Sagasti assume a Presidência do Peru

O centrista Francisco Sagasti assumiu, ontem, a chefia de Estado do Peru — o terceiro a ocupar o cargo de presidente em oito dias de crise política. “Juro pelo país e por todos os peruanos que ocuparei o cargo de presidente”, declarou, em plenário do Congresso, o engenheiro de 76 anos, que governará até 28 de julho de 2021.

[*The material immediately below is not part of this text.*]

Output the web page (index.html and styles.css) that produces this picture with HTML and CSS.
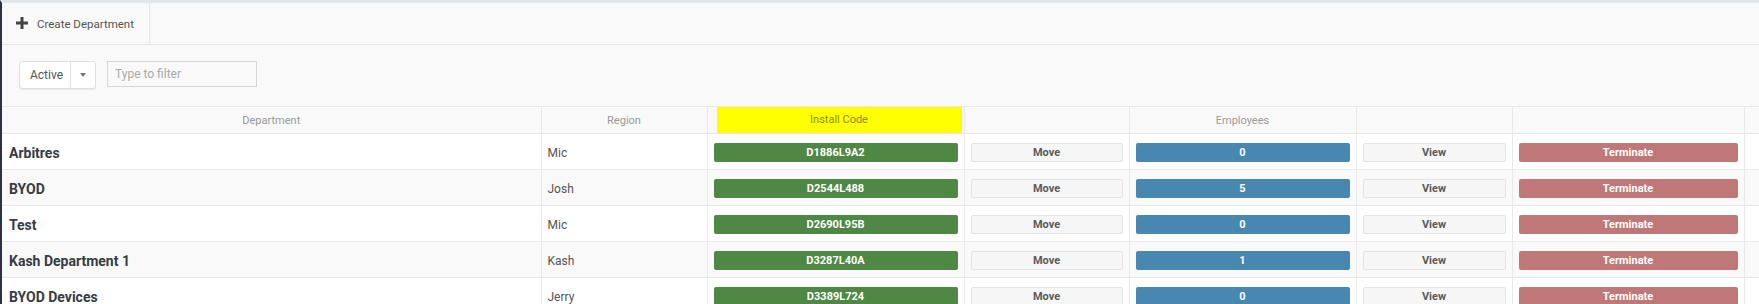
FILE: index.html
```html
<!DOCTYPE html>
<html>
<head>
<meta charset="utf-8">
<link rel="stylesheet" href="styles.css">
</head>
<body>
<div class="app">
  <div class="toolbar">
    <button class="create">
      <svg class="plus" width="12" height="12" viewBox="0 0 12 12"><rect x="4.5" y="0" width="3" height="12" fill="#444"/><rect x="0" y="4.5" width="12" height="3" fill="#444"/></svg>
      <span>Create Department</span>
    </button>
  </div>
  <div class="filters">
    <div class="select">
      <span class="select-label">Active</span>
      <span class="select-caret"><span class="caret"></span></span>
    </div>
    <input class="filter-input" type="text" placeholder="Type to filter">
  </div>
  <table class="grid">
    <colgroup>
      <col class="c1"><col class="c2"><col class="c3"><col class="c4"><col class="c5"><col class="c6"><col class="c7"><col class="c8">
    </colgroup>
    <thead>
      <tr>
        <th>Department</th>
        <th>Region</th>
        <th class="hl-cell"><div class="hl">Install Code</div></th>
        <th></th>
        <th>Employees</th>
        <th></th>
        <th></th>
        <th></th>
      </tr>
    </thead>
    <tbody>
      <tr>
        <td class="dept">Arbitres</td><td class="region">Mic</td>
        <td class="bc"><span class="btn green">D1886L9A2</span></td>
        <td class="bc"><span class="btn plain">Move</span></td>
        <td class="bc"><span class="btn blue">0</span></td>
        <td class="bc"><span class="btn plain">View</span></td>
        <td class="bc"><span class="btn red">Terminate</span></td>
        <td></td>
      </tr>
      <tr class="alt">
        <td class="dept">BYOD</td><td class="region">Josh</td>
        <td class="bc"><span class="btn green">D2544L488</span></td>
        <td class="bc"><span class="btn plain">Move</span></td>
        <td class="bc"><span class="btn blue">5</span></td>
        <td class="bc"><span class="btn plain">View</span></td>
        <td class="bc"><span class="btn red">Terminate</span></td>
        <td></td>
      </tr>
      <tr>
        <td class="dept">Test</td><td class="region">Mic</td>
        <td class="bc"><span class="btn green">D2690L95B</span></td>
        <td class="bc"><span class="btn plain">Move</span></td>
        <td class="bc"><span class="btn blue">0</span></td>
        <td class="bc"><span class="btn plain">View</span></td>
        <td class="bc"><span class="btn red">Terminate</span></td>
        <td></td>
      </tr>
      <tr class="alt">
        <td class="dept">Kash Department 1</td><td class="region">Kash</td>
        <td class="bc"><span class="btn green">D3287L40A</span></td>
        <td class="bc"><span class="btn plain">Move</span></td>
        <td class="bc"><span class="btn blue">1</span></td>
        <td class="bc"><span class="btn plain">View</span></td>
        <td class="bc"><span class="btn red">Terminate</span></td>
        <td></td>
      </tr>
      <tr>
        <td class="dept">BYOD Devices</td><td class="region">Jerry</td>
        <td class="bc"><span class="btn green">D3389L724</span></td>
        <td class="bc"><span class="btn plain">Move</span></td>
        <td class="bc"><span class="btn blue">0</span></td>
        <td class="bc"><span class="btn plain">View</span></td>
        <td class="bc"><span class="btn red">Terminate</span></td>
        <td></td>
      </tr>
    </tbody>
  </table>
</div>
</body>
</html>
```
FILE: styles.css
```css
html, body {
  margin: 0;
  padding: 0;
  background: #f9f9f9;
  font-family: Roboto, "Liberation Sans", Arial, sans-serif;
  overflow: hidden;
}
.app {
  border-left: 2px solid #2d3242;
  border-top: 3px solid #e3e6ed;
  min-height: 301px;
  background: #f9f9f9;
}
.toolbar {
  height: 41px;
  border-bottom: 1px solid #e6e6e6;
  display: flex;
}
.create {
  display: flex;
  align-items: center;
  height: 41px;
  padding: 0 15px 0 14px;
  margin: 0;
  border: 0;
  border-right: 1px solid #e6e6e6;
  background: #f9f9f9;
  font-family: Roboto, "Liberation Sans", Arial, sans-serif;
  font-size: 11.5px;
  color: #555;
  gap: 9px;
}
.plus { display: block; margin-top: -1px; }
.filters {
  height: 61px;
  box-sizing: border-box;
  padding: 16px 0 0 17px;
  display: flex;
  align-items: flex-start;
  gap: 11px;
}
.select {
  display: flex;
  height: 28px;
  width: 77px;
  box-sizing: border-box;
  border: 1px solid #dedede;
  border-radius: 3px;
  background: #fff;
  box-shadow: 0 1px 1px rgba(0,0,0,0.06);
}
.select-label {
  width: 51px;
  box-sizing: border-box;
  padding-left: 10px;
  border-right: 1px solid #e0e0e0;
  font-size: 12px;
  color: #555;
  line-height: 26px;
}
.select-caret {
  flex: 1;
  display: flex;
  align-items: center;
  justify-content: center;
}
.caret {
  width: 0; height: 0;
  border-left: 3px solid transparent;
  border-right: 3px solid transparent;
  border-top: 4px solid #777;
}
.filter-input {
  width: 150px;
  height: 26px;
  box-sizing: border-box;
  border: 1px solid #d6d6d6;
  background: #f9f9f9;
  margin: 0;
  padding: 0 7px;
  font-family: Roboto, "Liberation Sans", Arial, sans-serif;
  font-size: 12px;
  color: #555;
  outline: none;
}
.filter-input::placeholder { color: #aaa; }
.grid {
  width: 1757px;
  table-layout: fixed;
  border-collapse: collapse;
  border-spacing: 0;
}
.c1 { width: 539px; }
.c2 { width: 166px; }
.c3 { width: 257px; }
.c4 { width: 165px; }
.c5 { width: 227px; }
.c6 { width: 156px; }
.c7 { width: 232px; }
.c8 { width: 15px; }
.grid th {
  height: 26px;
  padding: 0;
  background: #f9f9f9;
  border: 1px solid #e8e8e8;
  border-left: 0;
  font-weight: 400;
  font-size: 11px;
  color: #9a9a9a;
  text-align: center;
  vertical-align: middle;
}
.grid th.hl-cell { padding: 0 2px 0 9px; }
.hl {
  background: #ffff00;
  color: #8c8c2a;
  height: 26px;
  line-height: 26px;
}
.grid td {
  height: 36px;
  box-sizing: border-box;
  padding: 0;
  border: 1px solid #e8e8e8;
  border-left: 0;
  background: #fff;
  vertical-align: middle;
}
.grid tr.alt td { background: #f9f9f9; }
.grid td.dept {
  padding: 3px 0 0 7px;
  font-weight: 700;
  font-size: 14px;
  color: #363b44;
}
.grid td.region {
  padding: 3px 0 0 6px;
  font-size: 12px;
  color: #555;
}
.grid td.bc { padding: 0 6px; }
.btn {
  display: block;
  height: 19px;
  margin-top: 2px;
  line-height: 19px;
  box-sizing: border-box;
  border-radius: 2px;
  text-align: center;
  font-size: 11px;
  font-weight: 700;
  color: #fff;
}
.btn.green { background: #4f8744; }
.btn.blue { background: #4887b0; }
.btn.red { background: #c07777; }
.btn.plain {
  background: #f6f6f6;
  border: 1px solid #e4e4e4;
  color: #5a5a5a;
  line-height: 17px;
}
```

Em seguida, ele discursou e pediu “perdão em nome do Estado” às famílias dos dois manifestantes assassinados no sábado, aparentemente pelas mãos da polícia, durante protestos contra o seu efêmero antecessor na presidência, Manuel Merino. “Não podemos trazer esses jovens de volta à vida”, disse o novo presidente sobre Inti Sotelo, 24, e Jack Pintado, 22, cujos pais estiveram presentes na sessão do Congresso.

Pluralismo

Merino, que renunciou no domingo, enfrentou manifestações em massa em seus cinco dias no poder, depois que o Congresso removeu o popular Martín Vizcarra sob acusação de corrupção, em 9 de novembro. Sagasti garantiu que seu governo não será partidário, mas “plural”. O seu sucessor deverá ser escolhido pelos peruanos nas eleições gerais de 11 de abril de 2021. Sagasti prometeu que o pleito será realizado “sem contratempos” e transcorrerá de forma “absolutamente limpa”.

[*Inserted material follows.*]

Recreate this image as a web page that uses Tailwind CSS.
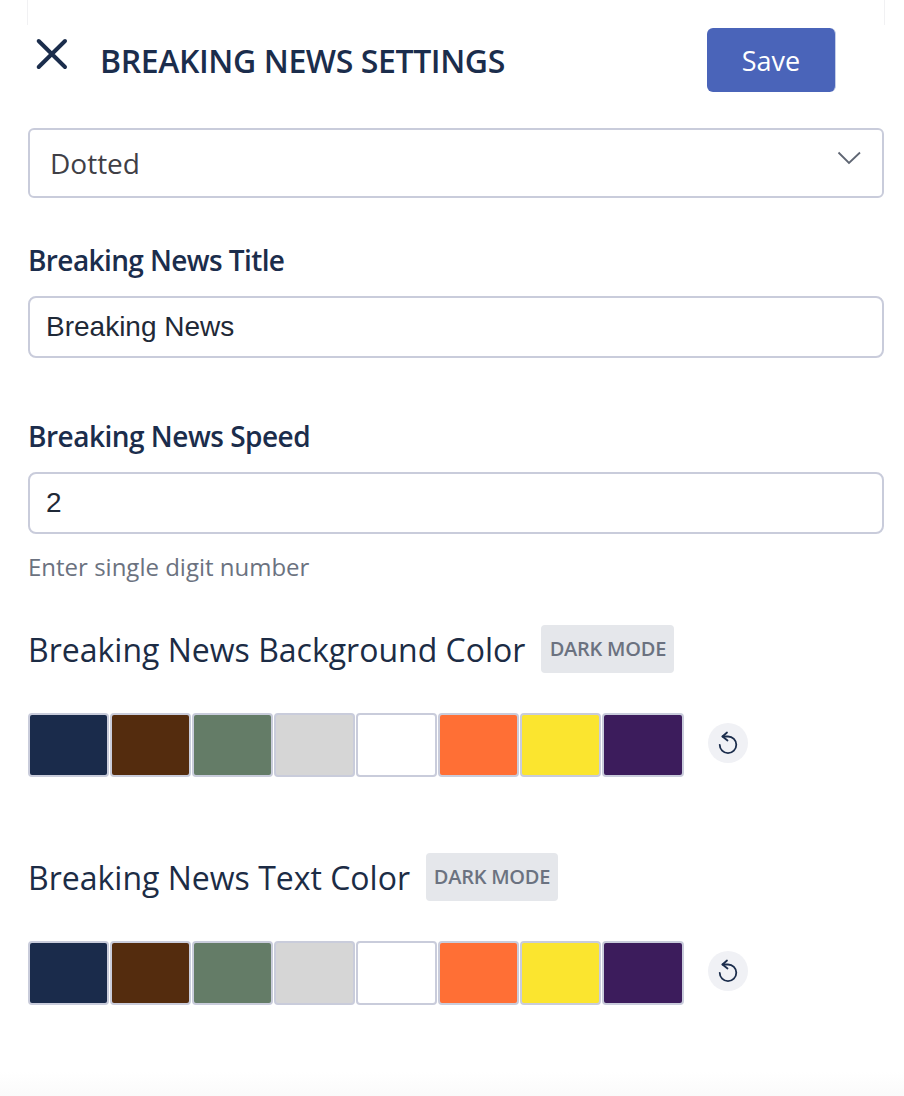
<!DOCTYPE html>
<html><head><script src="https://cdn.jsdelivr.net/npm/@tailwindcss/browser@4"></script></head>
<body class="bg-white">
<div class="relative w-[904px] h-[1096px] overflow-hidden bg-white font-['Open_Sans',sans-serif]">
  <div class="absolute left-[27px] top-0 w-[858px] h-[25px] border-x border-[#f1f1f3]"></div>
  <div class="absolute left-0 bottom-0 w-full h-[24px] bg-gradient-to-b from-white to-[#fafafa]"></div>
  <div class="relative pl-7 pr-5 pt-7">
    <div class="flex items-start h-16 w-[808px]">
      <svg class="w-[48px] h-[48px] -mt-[3px] shrink-0" viewBox="0 0 48 48" fill="none" stroke="#1b2d4c" stroke-width="4" stroke-linecap="round"><path d="M10.700 16 37 42M37 16 10.700 42"/></svg>
      <h1 class="ml-6 mt-[10px] text-[32px] leading-[46px] font-semibold tracking-[-0.4px] text-[#1b2d4c] whitespace-nowrap flex-1">BREAKING NEWS SETTINGS</h1>
      <button class="w-[129px] h-16 pt-px rounded-md bg-[#4a64b9] border-r border-[#c5cfe8] text-white text-[27px] leading-none">Save</button>
    </div>
    <div class="mt-9 h-[70px] rounded-md border-2 border-[#c9ccdb] flex items-center justify-between pl-[20px] pr-[20px] text-[28px] text-[#3f3f46]">
      <span>Dotted</span>
      <svg class="w-[26px] h-[16px] -mt-[10px]" viewBox="0 0 26 16" fill="none" stroke="#5f6673" stroke-width="1.8"><path d="M2.500 2.500 13 13 24 2.500"/></svg>
    </div>
    <label class="block mt-[40px] text-[28px] leading-[44px] font-semibold tracking-[-0.6px] text-[#1b2d4c]">Breaking News Title</label>
    <div class="mt-[14px] h-[62px] rounded-lg border-2 border-[#c9ccdb] flex items-center pl-4 text-[28px] text-[#1f2937] font-['Liberation_Sans',sans-serif]">Breaking News</div>
    <label class="block mt-[56px] text-[28px] leading-[44px] font-semibold tracking-[-0.5px] text-[#1b2d4c]">Breaking News Speed</label>
    <div class="mt-[14px] h-[62px] rounded-lg border-2 border-[#c9ccdb] flex items-center pl-4 text-[28px] text-[#1f2937] font-['Liberation_Sans',sans-serif]">2</div>
    <p class="mt-[15px] text-[24px] leading-[36px] text-[#6b7280]">Enter single digit number</p>

    <div class="mt-[40px] flex items-center h-12">
      <span class="pt-[2px] text-[32px] text-[#1c2c45] whitespace-nowrap">Breaking News Background Color</span>
      <span class="ml-4 h-12 w-[133px] justify-center rounded bg-[#e5e7eb] flex items-center text-[20px] font-semibold tracking-[-0.25px] text-[#6b7280] whitespace-nowrap">DARK MODE</span>
    </div>
    <div class="mt-10 flex items-center">
      <div class="flex gap-px">
        <div class="w-[81px] h-[64px] rounded border-2 border-[#c9ccdb] bg-[#1a2b4b]"></div>
        <div class="w-[81px] h-[64px] rounded border-2 border-[#c9ccdb] bg-[#542c0e]"></div>
        <div class="w-[81px] h-[64px] rounded border-2 border-[#c9ccdb] bg-[#647c67]"></div>
        <div class="w-[81px] h-[64px] rounded border-2 border-[#c9ccdb] bg-[#d6d6d6]"></div>
        <div class="w-[81px] h-[64px] rounded border-2 border-[#c9ccdb] bg-white"></div>
        <div class="w-[81px] h-[64px] rounded border-2 border-[#c9ccdb] bg-[#ff6f35]"></div>
        <div class="w-[81px] h-[64px] rounded border-2 border-[#c9ccdb] bg-[#fbe52f]"></div>
        <div class="w-[82px] h-[64px] rounded border-2 border-[#c9ccdb] bg-[#3c1c5c]"></div>
      </div>
      <div class="ml-6 -mt-1 w-10 h-10 rounded-full bg-[#f0f1f5] flex items-center justify-center">
        <svg class="w-6 h-6" viewBox="0 0 24 24" fill="none" stroke="#1b2d4c" stroke-width="1.800" stroke-linecap="round" stroke-linejoin="round"><path d="M6.500 5.500H12a8.300 8.300 0 1 1-8.300 8.300"/><path d="M11 1.500 6.500 5.500l5 4"/></svg>
      </div>
    </div>

    <div class="mt-[76px] flex items-center h-12">
      <span class="pt-[2px] text-[32px] text-[#1c2c45] whitespace-nowrap">Breaking News Text Color</span>
      <span class="ml-4 h-12 w-[132px] justify-center rounded bg-[#e5e7eb] flex items-center text-[20px] font-semibold tracking-[-0.25px] text-[#6b7280] whitespace-nowrap">DARK MODE</span>
    </div>
    <div class="mt-10 flex items-center">
      <div class="flex gap-px">
        <div class="w-[81px] h-[64px] rounded border-2 border-[#c9ccdb] bg-[#1a2b4b]"></div>
        <div class="w-[81px] h-[64px] rounded border-2 border-[#c9ccdb] bg-[#542c0e]"></div>
        <div class="w-[81px] h-[64px] rounded border-2 border-[#c9ccdb] bg-[#647c67]"></div>
        <div class="w-[81px] h-[64px] rounded border-2 border-[#c9ccdb] bg-[#d6d6d6]"></div>
        <div class="w-[81px] h-[64px] rounded border-2 border-[#c9ccdb] bg-white"></div>
        <div class="w-[81px] h-[64px] rounded border-2 border-[#c9ccdb] bg-[#ff6f35]"></div>
        <div class="w-[81px] h-[64px] rounded border-2 border-[#c9ccdb] bg-[#fbe52f]"></div>
        <div class="w-[82px] h-[64px] rounded border-2 border-[#c9ccdb] bg-[#3c1c5c]"></div>
      </div>
      <div class="ml-6 -mt-1 w-10 h-10 rounded-full bg-[#f0f1f5] flex items-center justify-center">
        <svg class="w-6 h-6" viewBox="0 0 24 24" fill="none" stroke="#1b2d4c" stroke-width="1.800" stroke-linecap="round" stroke-linejoin="round"><path d="M6.500 5.500H12a8.300 8.300 0 1 1-8.300 8.300"/><path d="M11 1.500 6.500 5.500l5 4"/></svg>
      </div>
    </div>
  </div>
</div>
</body></html>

Ele também prometeu fazer o possível “para reduzir os contágios da pandemia da covid-19, mas sem afetar a economia”. O país encontra-se em recessão, depois de um confinamento nacional obrigatório de mais de 100 dias.

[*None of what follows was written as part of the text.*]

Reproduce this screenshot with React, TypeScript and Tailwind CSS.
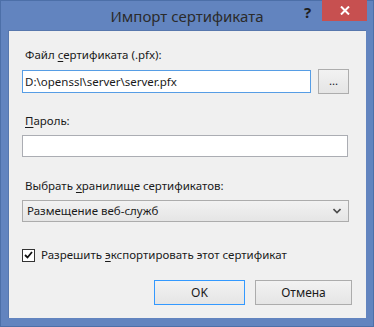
import React from "react";

const font = { fontFamily: '"Noto Sans", "Open Sans", sans-serif' };

function Key({ children }: { children: React.ReactNode }) {
  return <span className="underline underline-offset-2">{children}</span>;
}

export default function App() {
  return (
    <div
      className="w-[374px] h-[327px] bg-[#6284bf] border border-[#4c6fa8] flex flex-col text-[11.5px] text-[#1a1a1a]"
      style={font}
    >
      {/* title bar */}
      <div className="relative h-[29px] shrink-0">
        <div className="absolute left-0 right-0 top-[5px] text-center text-[15px] leading-[20px] text-[#2b2b2b]">
          Импорт сертификата
        </div>
        <div className="absolute left-[303px] top-[2px] text-[15px] font-bold leading-[18px] text-[#1f1f1f]">?</div>
        <div className="absolute left-[321px] top-[-1px] w-[45px] h-[21px] bg-[#c75050] flex items-center justify-center">
          <svg width="10" height="9" viewBox="0 0 10 9">
            <path d="M1 0.5 L9 8.5 M9 0.5 L1 8.5" stroke="#fff" strokeWidth="2" />
          </svg>
        </div>
      </div>

      {/* client area */}
      <div className="ml-[7px] w-[358px] h-[288px] bg-[#f0f0f0] border-t border-l border-[#5777ad] flex flex-col px-[13px]">
        <div className="mt-[16px] ml-[3px] leading-[16px]">
          Файл <Key>с</Key>ертификата (.pfx):
        </div>
        <div className="mt-[6px] flex items-center">
          <div className="w-[289px] h-[23px] bg-white border border-[#569de5] flex items-center px-[2px] leading-[16px]">
            D:\openssl\server\server.pfx
          </div>
          <div className="ml-[7px] w-[31px] h-[25px] border border-[#adadad] bg-gradient-to-b from-[#f2f2f2] to-[#e5e5e5] flex items-center justify-center leading-[12px] pb-[2px]">
            ...
          </div>
        </div>
        <div className="mt-[19px] ml-[3px] leading-[16px]">
          <Key>П</Key>ароль:
        </div>
        <div className="mt-[6px] w-[326px] h-[22px] bg-white border border-[#abadb3]" />
        <div className="mt-[21px] ml-[3px] leading-[16px]">
          Выбрать <Key>х</Key>ранилище сертификатов:
        </div>
        <div className="mt-[6px] w-[327px] h-[22px] border border-[#acacac] bg-gradient-to-b from-[#f2f2f2] to-[#e5e5e5] flex items-center justify-between pl-[4px] pr-[7px] leading-[16px]">
          <span>Размещение веб-служб</span>
          <svg width="8" height="6" viewBox="0 0 8 6">
            <path d="M0.5 1 L4 4.5 L7.5 1" stroke="#4a4a4a" strokeWidth="1.6" fill="none" />
          </svg>
        </div>
        <div className="mt-[25px] flex items-center">
          <div className="w-[13px] h-[13px] border border-[#333] bg-white flex items-center justify-center">
            <svg width="9" height="8" viewBox="0 0 9 8">
              <path d="M1 4 L3.5 6.5 L8 1" stroke="#111" strokeWidth="1.8" fill="none" />
            </svg>
          </div>
          <span className="ml-[6px] leading-[16px]">
            Разрешить <Key>э</Key>кспортировать этот сертификат
          </span>
        </div>
        <div className="mt-[17px] flex justify-end pr-[1px] gap-[10px]">
          <div className="w-[91px] h-[25px] border border-[#3399ff] bg-gradient-to-b from-[#f2f2f2] to-[#e5e5e5] flex items-center justify-center leading-[16px] text-[12px]">
            OK
          </div>
          <div className="w-[97px] h-[25px] border border-[#acacac] bg-gradient-to-b from-[#f2f2f2] to-[#e5e5e5] flex items-center justify-center leading-[16px] text-[12px]">
            Отмена
          </div>
        </div>
      </div>
    </div>
  );
}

O cientista político peruano Augusto Álvarez Rodrich afirmou à agência France-Presse (AFP) que a eleição de Sagasti “ajuda a construir um momento de estabilidade política e econômica, tem boas perspectivas”. A crise foi desatada em 9 de novembro pelo próprio Congresso, quando destituiu, em um julgamento político relâmpago, Martín Vizcarra (centro-direita), acusado de corrupção quando foi governador, em 2014. No dia seguinte, Merino, então presidente do Congresso e também de centro-direita, assumiu o comando do país. Milhares de cidadãos indignados, principalmente jovens, saíram às ruas e protestaram contra o que classificaram de “golpe de Estado”. A bancada do centrista Partido Morado, de Sagasti, foi a única a votar em bloco contra a destituição de Vizcarra.